Abstract
THE modern practice of using single words, or fragmentary sentences, bearing little or no relation to the subject-matter, as the titles, not only of novels—where it is excusable—but even of important biographical works, will undoubtedly cause much embarrassment, and even loss, to the historian and bibliographer of the future; but if ever such a title was justified, it is justified by the absorbingly interesting volume before us. It may be said at once that no man has ever lived, the fullness of whose days has been more striking and complete than those of Sir Peter Chalmers Mitchell, from the time that he made fireworks and other scientific experiments as a schoolboy, until he left the smoking ruins of Malaga, on a British destroyer on February 11, 1937. Chalmers Mitchell is a man devoid of fear—though perhaps, to quote Dr.
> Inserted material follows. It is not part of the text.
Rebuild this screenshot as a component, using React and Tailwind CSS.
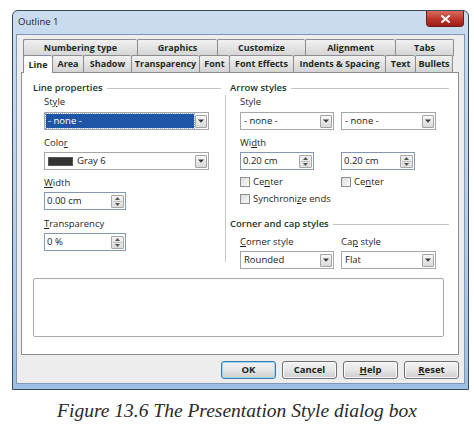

Johnson, he never snuffed a candle with his fingers—but probably the boldest, one might say the most foolhardy event of his life, was his return to Malaga immediately after the publication of this volume, in which he gives a vivid account of Malaga in 1936 (chap, xx) and makes no concealment of his attachment to the so-called Red (Government) regime, and his activities in protecting and assisting the escape of ‘Red’ prescripts. What emerges most significantly from this book for ‘the eye of wisdom’ is a side of the author known only to his most intimate friends. He reveals himself here as a poet and as an artist, capable of warm-hearted and disinterested sympathies for the oppressed, and a loving and lovable nature—rarely to be found in those who, like him, are actively disinclined to the suffering of fools gladly—as recommended by St. Paul.
My Fill of Days
By Sir Peter Chalmers Mitchell. Pp. 440. (London: Faber and Faber, Ltd., 1937.) 15s. net.